KCPO-LD
- Sioux Falls, South Dakota; United States;
- Channels: Digital: 26 (UHF); Virtual: 26;
- Branding: KCPO (localized); Central Plains Media (regional);

Programming
- Affiliations: 26.1: Independent; 26.2: Retro TV; 26.3: One America Plus;

Ownership
- Owner: Central Plains Media; (G.I.G., Inc.);

History
- Founded: March 25, 1992
- First air date: March 12, 1999
- Former call signs: K07UP (1992–1998); KCPO-LP (1998–2020);
- Former channel numbers: Analog: 26 (UHF, 1999–2020)
- Former affiliations: UPN (1999–2004); Bloomberg (secondary, 1999–2002);
- Call sign meaning: Chuck Poppen (station owner)

Technical information
- Licensing authority: FCC
- Facility ID: 26041
- ERP: 2.79 kW
- HAAT: 59.1 m (194 ft)
- Transmitter coordinates: 43°31′56″N 96°44′21″W﻿ / ﻿43.53222°N 96.73917°W

Links
- Public license information: LMS
- Website: www.kcpo.tv

= KCPO-LD =

Television station in Sioux Falls, South Dakota

KCPO-LD (channel 26) is a low-power independent television station in Sioux Falls, South Dakota, United States, owned by Chuck Poppen's Central Plains Media. Its transmitter is located on the campus of the University of Sioux Falls.

==History==
KCPO-LP signed on the air for the first time on March 12, 1999, as a UPN and Bloomberg affiliate for the Sioux Falls market. In 2004, KCPO-LP launched a semi-satellite with the call sign KCPL-LP (channel 52) in Rapid City.
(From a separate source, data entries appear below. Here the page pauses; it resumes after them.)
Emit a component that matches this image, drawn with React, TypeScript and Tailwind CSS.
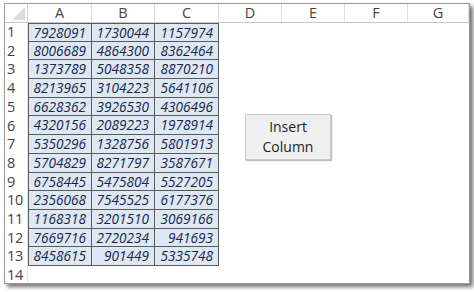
import React from "react";

const data: string[][] = [
  ["7928091", "1730044", "1157974"],
  ["8006689", "4864300", "8362464"],
  ["1373789", "5048358", "8870210"],
  ["8213965", "3104223", "5641106"],
  ["6628362", "3926530", "4306496"],
  ["4320156", "2089223", "1978914"],
  ["5350296", "1328756", "5801913"],
  ["5704829", "8271797", "3587671"],
  ["6758445", "5475804", "5527205"],
  ["2356068", "7545525", "6177376"],
  ["1168318", "3201510", "3069166"],
  ["7669716", "2720234", "941693"],
  ["8458615", "901449", "5335748"],
];

const cols = ["A", "B", "C", "D", "E", "F", "G"];
const grid = "grid grid-cols-[23px_64px_63px_64px_63px_63px_63px_61px]";
const font = { fontFamily: "'Open Sans', 'Noto Sans', sans-serif" };

export default function App() {
  return (
    <div className="w-[474px] h-[292px] bg-white relative overflow-hidden" style={font}>
      <div className="absolute left-[4px] top-[3px] w-[466px] h-[281px] border border-[#9a9a9a] bg-white shadow-[3px_3px_4px_rgba(0,0,0,0.55)] overflow-hidden">
        {/* header row */}
        <div className={`${grid} h-[19px] border-b border-[#c8c8c8] bg-white`}>
          <div className="relative border-r border-[#d8d8d8]">
            <div className="absolute right-[2px] bottom-[2px] w-0 h-0 border-l-[13px] border-l-transparent border-b-[13px] border-b-[#dcdcdc]" />
          </div>
          {cols.map((c) => (
            <div
              key={c}
              className="flex items-center justify-center text-[14.5px] text-[#444] border-r border-[#dedede] leading-none"
            >
              {c}
            </div>
          ))}
        </div>
        {/* data rows */}
        {data.map((row, i) => (
          <div key={i} className={`${grid} h-[18.7px]`}>
            <div className="flex items-center pl-[2px] text-[14.5px] text-[#444] leading-none border-r border-[#e4e4e4] tracking-[-0.3px]">
              {i + 1}
            </div>
            {row.map((v, j) => (
              <div
                key={j}
                className={`flex items-center justify-end pr-[5px] bg-[#dde8f3] border-[#5a5a5a] border-b border-r ${
                  i === 0 ? "border-t" : ""
                } ${j === 0 ? "border-l" : ""} italic text-[13.6px] text-[#16244c] leading-none`}
              >
                {v}
              </div>
            ))}
            <div />
            <div />
            <div />
            <div />
          </div>
        ))}
        <div className={`${grid} h-[18.7px]`}>
          <div className="flex items-center pl-[2px] text-[14.5px] text-[#444] leading-none border-r border-[#e4e4e4] tracking-[-0.3px]">
            14
          </div>
        </div>
      </div>
      {/* button */}
      <div className="absolute left-[245px] top-[114px] w-[86px] h-[46px] bg-[#f0f0f0] border border-[#c9c9c9] shadow-[1px_1px_1px_rgba(0,0,0,0.25)] flex flex-col items-center justify-center text-[14px] leading-[20px] text-[#222]">
        <span>Insert</span>
        <span>Column</span>
      </div>
    </div>
  );
}
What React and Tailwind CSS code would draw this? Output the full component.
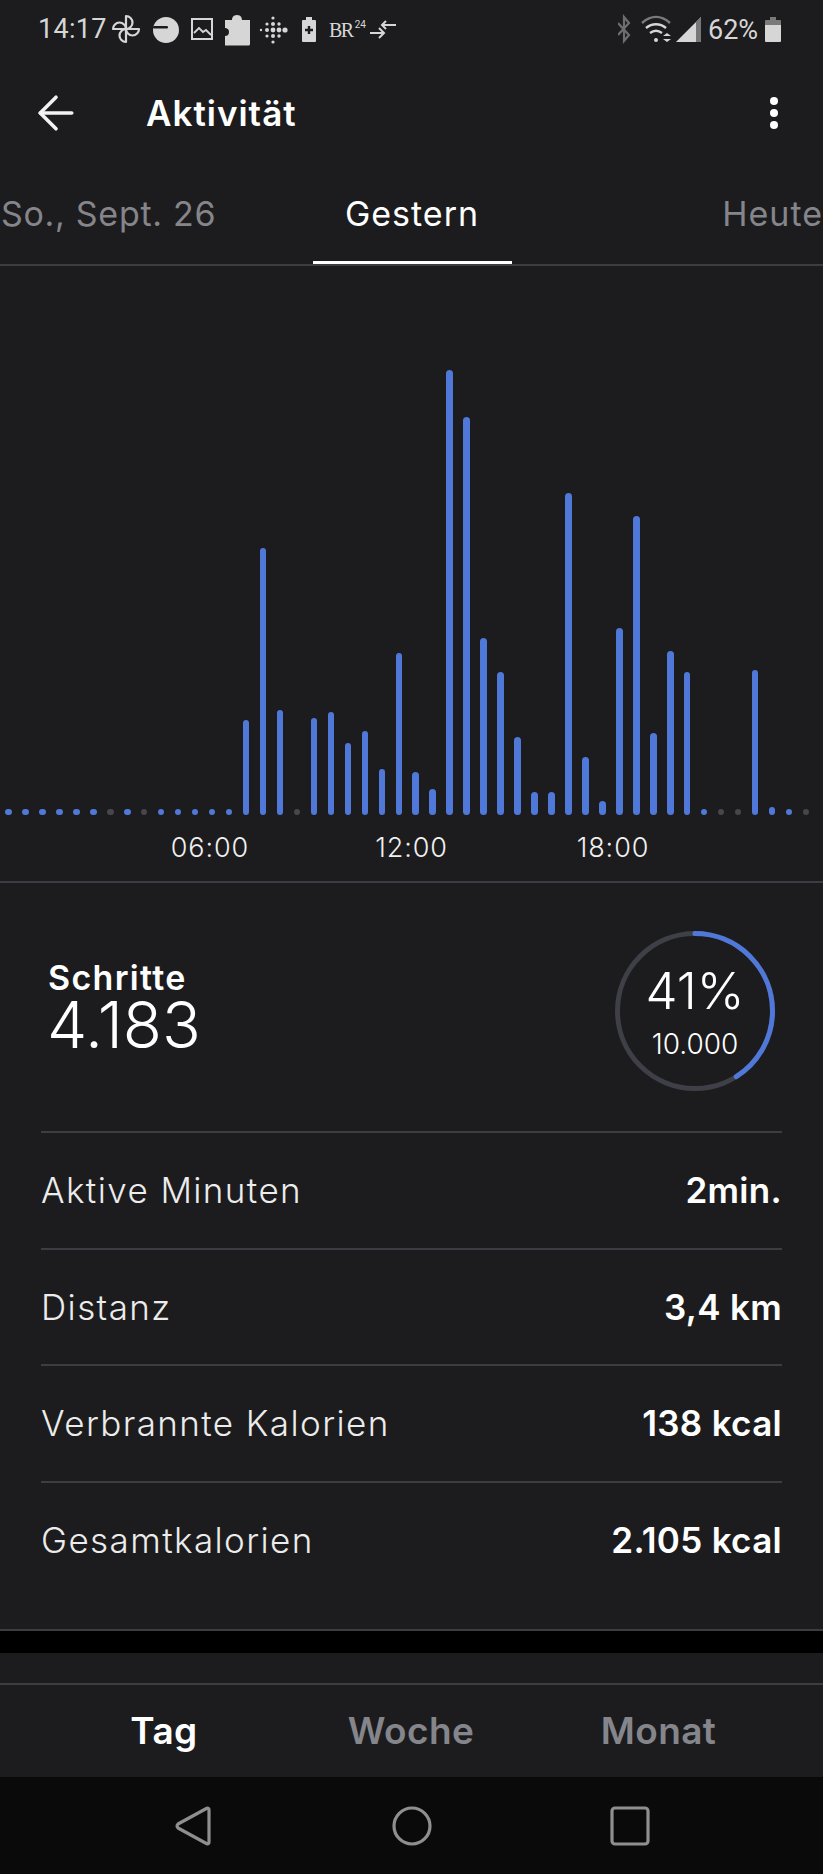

KCPO was affiliated with UPN until CBS affiliate KELO-TV (channel 11) launched its UPN-affiliated "UTV" digital subchannel in January 2004. KCPL was affiliated with UPN until the network stopped operations in 2006, while simulcasting KCPO outside of network programming. After 2006, KCPL operated as an independent station fully simulcasting KCPO.
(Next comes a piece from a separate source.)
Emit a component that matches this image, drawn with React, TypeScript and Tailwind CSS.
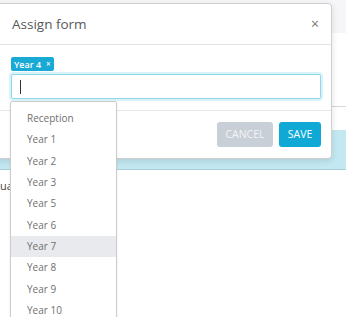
import React from "react";

const years = ["Reception", "Year 1", "Year 2", "Year 3", "Year 5", "Year 6", "Year 7", "Year 8", "Year 9", "Year 10"];

export default function App() {
  return (
    <div className="relative w-[346px] h-[317px] overflow-hidden bg-white font-['Open_Sans',sans-serif]">
      {/* page behind the modal */}
      <div className="h-[33px] bg-[#f6f6f8]" />
      <div className="h-[74px] border-b border-[#d6d6d6]" />
      <div className="h-[23px]" />
      <div className="h-[40px] bg-[#c3e8f2] border-b border-[#a6cfdb]" />
      <div className="pt-[9px] text-[11px] text-[#444] leading-[14px]">uac</div>

      {/* modal */}
      <div className="absolute left-[-20px] top-[3px] w-[352px] h-[156px] bg-white border border-[#cfcfcf] rounded-[4px] shadow-[0_2px_6px_rgba(0,0,0,0.12)]">
        <div className="h-[41px] flex items-center justify-between pl-[31px] pr-[12px] border-b border-[#e3e3e3]">
          <span className="text-[13.5px] text-[#585858]">Assign form</span>
          <span className="text-[14px] text-[#777] leading-none">×</span>
        </div>
        <div className="pl-[30px] pr-[10px] pt-[12px] h-[66px] border-b border-[#e6e6e6]">
          <div className="flex">
            <span className="flex items-center h-[14px] px-[3px] rounded-[2px] bg-[#18a9d5] text-white text-[9px] font-semibold leading-none">
              Year 4<span className="ml-[5px] text-[8px]">×</span>
            </span>
          </div>
          <div className="mt-[3px] h-[25px] border border-[#8fd7ea] rounded-[2px] shadow-[0_0_0_2px_rgba(150,220,238,0.35)] flex items-center pl-[8px]">
            <span className="w-[1px] h-[14px] bg-[#333]" />
          </div>
        </div>
        <div className="flex justify-end gap-[6px] pr-[10px] pt-[11px]">
          <button className="w-[56px] h-[25px] rounded-[3px] bg-[#c9cfd6] text-[#f3f4f6] text-[10.5px]">CANCEL</button>
          <button className="w-[42px] h-[25px] rounded-[3px] bg-[#10a9d6] text-white text-[10.5px]">SAVE</button>
        </div>
      </div>

      {/* dropdown */}
      <div className="absolute left-[10px] top-[101px] w-[107px] h-[230px] bg-white border border-[#cccccc] rounded-[2px] pt-[6px] shadow-[0_1px_3px_rgba(0,0,0,0.08)]">
        {years.map((y) => (
          <div
            key={y}
            className={
              "h-[21.3px] flex items-center pl-[16px] text-[10px] text-[#6f6f6f] " +
              (y === "Year 7" ? "bg-[#e8eaed] text-[#4a4a4a]" : "")
            }
          >
            {y}
          </div>
        ))}
      </div>
    </div>
  );
}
A third sister station, KCPM (channel 27), located in Grand Forks, North Dakota, was affiliated with MyNetworkTV, and was also a former UPN affiliate since its launch in 2003. It simulcast much of KCPO's programming when not airing network material, but aired separate commercials, station identifications and sometimes different syndicated programming due to Federal Communications Commission (FCC) market regulations. KCPM's license was canceled on March 9, 2020, for failure to transmit from authorized facilities for the past 12 months.
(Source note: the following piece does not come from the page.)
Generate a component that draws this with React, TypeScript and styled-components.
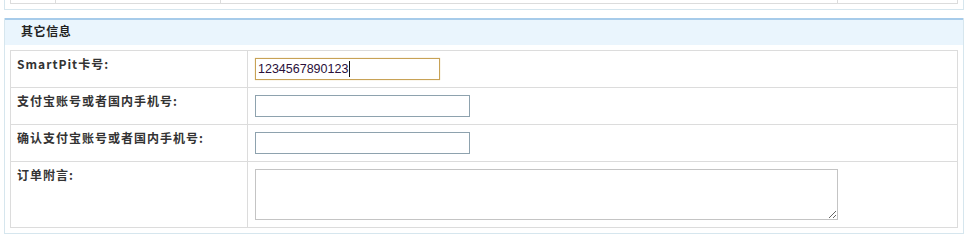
import React from 'react';
import styled, { createGlobalStyle } from 'styled-components';

const GlobalStyle = createGlobalStyle`
  body {
    margin: 0;
    background: #ffffff;
    font-family: "Noto Sans CJK SC", "Liberation Sans", sans-serif;
    font-size: 12px;
    color: #333333;
  }
`;

const Page = styled.div`
  width: 971px;
  padding: 0 0 0 4px;
  box-sizing: border-box;
`;

const PrevBox = styled.div`
  width: 960px;
  height: 10px;
  box-sizing: border-box;
  border: 1px solid #d6e6ee;
  border-top: none;
  padding: 0 5px;
`;

const PrevRow = styled.div`
  display: grid;
  grid-template-columns: 44px 165px 617px 1fr;
  height: 4px;
  border: 1px solid #dcdcdc;
  border-top: none;
  box-sizing: border-box;

  & > div + div {
    border-left: 1px solid #dcdcdc;
  }
`;

const Section = styled.div`
  width: 960px;
  margin-top: 8px;
  box-sizing: border-box;
  border: 1px solid #d6e6ee;
  border-top: none;
  padding-bottom: 5px;
`;

const SectionHead = styled.div`
  height: 25px;
  border-top: 2px solid #a6cbea;
  background: #eaf5fd;
  padding-left: 16px;
  line-height: 22px;
  font-weight: bold;
  font-size: 12px;
  letter-spacing: 0.6px;
  color: #222222;
`;

const Table = styled.table`
  margin: 5px 5px 0 5px;
  width: 948px;
  border-collapse: collapse;
  table-layout: fixed;
`;

const LabelCell = styled.td`
  width: 224px;
  border: 1px solid #dcdcdc;
  vertical-align: top;
  padding: 4px 6px 0 6px;
  font-weight: bold;
  font-size: 12px;
  letter-spacing: 1px;
  color: #333333;
  white-space: nowrap;
`;

const FieldCell = styled.td<{ $tall?: boolean }>`
  border: 1px solid #dcdcdc;
  height: ${p => (p.$tall ? 66 : 37)}px;
  vertical-align: top;
  padding: 7px 0 0 7px;
  box-sizing: border-box;
`;

const TextInput = styled.input`
  display: block;
  width: 215px;
  height: 22px;
  box-sizing: border-box;
  border: 1px solid #8ea2ae;
  padding: 0 3px;
  font-family: "Liberation Sans", Arial, sans-serif;
  font-size: 12.5px;
  outline: none;
`;

const FocusedInput = styled.div`
  display: flex;
  align-items: center;
  width: 185px;
  height: 22px;
  box-sizing: border-box;
  border: 1px solid #c8a256;
  box-shadow: 0 0 1px #e2c98e;
  padding: 0 2px;
  font-family: "Liberation Sans", Arial, sans-serif;
  font-size: 12.5px;
  color: #2a0f3a;
`;

const Caret = styled.span`
  display: inline-block;
  width: 1px;
  height: 16px;
  margin-left: 1px;
  background: #111111;
`;

const Memo = styled.textarea`
  display: block;
  width: 583px;
  height: 51px;
  box-sizing: border-box;
  border: 1px solid #c4c4c4;
  font-family: "Liberation Sans", Arial, sans-serif;
  font-size: 13px;
  outline: none;
`;

export default function App() {
  return (
    <Page>
      <GlobalStyle />
      <PrevBox>
        <PrevRow>
          <div />
          <div />
          <div />
          <div />
        </PrevRow>
      </PrevBox>
      <Section>
        <SectionHead>其它信息</SectionHead>
        <Table>
          <tbody>
            <tr>
              <LabelCell>SmartPit卡号:</LabelCell>
              <FieldCell>
                <FocusedInput>
                  1234567890123
                  <Caret />
                </FocusedInput>
              </FieldCell>
            </tr>
            <tr>
              <LabelCell>支付宝账号或者国内手机号:</LabelCell>
              <FieldCell>
                <TextInput type="text" />
              </FieldCell>
            </tr>
            <tr>
              <LabelCell>确认支付宝账号或者国内手机号:</LabelCell>
              <FieldCell>
                <TextInput type="text" />
              </FieldCell>
            </tr>
            <tr>
              <LabelCell>订单附言:</LabelCell>
              <FieldCell $tall>
                <Memo />
              </FieldCell>
            </tr>
          </tbody>
        </Table>
      </Section>
    </Page>
  );
}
KCPL-LP's license was canceled by the FCC on March 12, 2013, while KCPO-LP was briefly off the air and its license was planned to be canceled on March 12, 2014, but was renewed.

==Programming==
KCPO aired syndicated television programs, movies and locally produced programming, including a country music video program called That Country Video Show and a motorsports program called Talk'n Dirt featuring coverage of area race tracks and events. Both of these programs could be seen on KCPO and KCPM.

The uniqueness of this three-station system was it was the only South Dakota station group that broadcast/cablecast in South and North Dakota and Minnesota. Agreements with other broadcast stations have provided sports programming allowing viewers to see coverage of such activities as the KSTC broadcasts of Minnesota State High School League football, hockey, and basketball tournaments. These tournaments have been regularly carried on the Central Plains Media stations for many years.

==Technical information==
===Subchannels===
The station's signal is multiplexed:

Subchannels of KCPO-LD
| Channel | Res. | Short name | Programming |
| 26.1 | 480i |  | Main KCPO-LD programming (4:3) |
| 26.2 |  | Retro TV (4:3) |
| 26.3 |  | One America Plus (4:3) |

KCPO was planning to flash-cut to digital broadcasting in 2015, and would carry Retro TV on a digital subchannel. It converted to digital in spring 2020.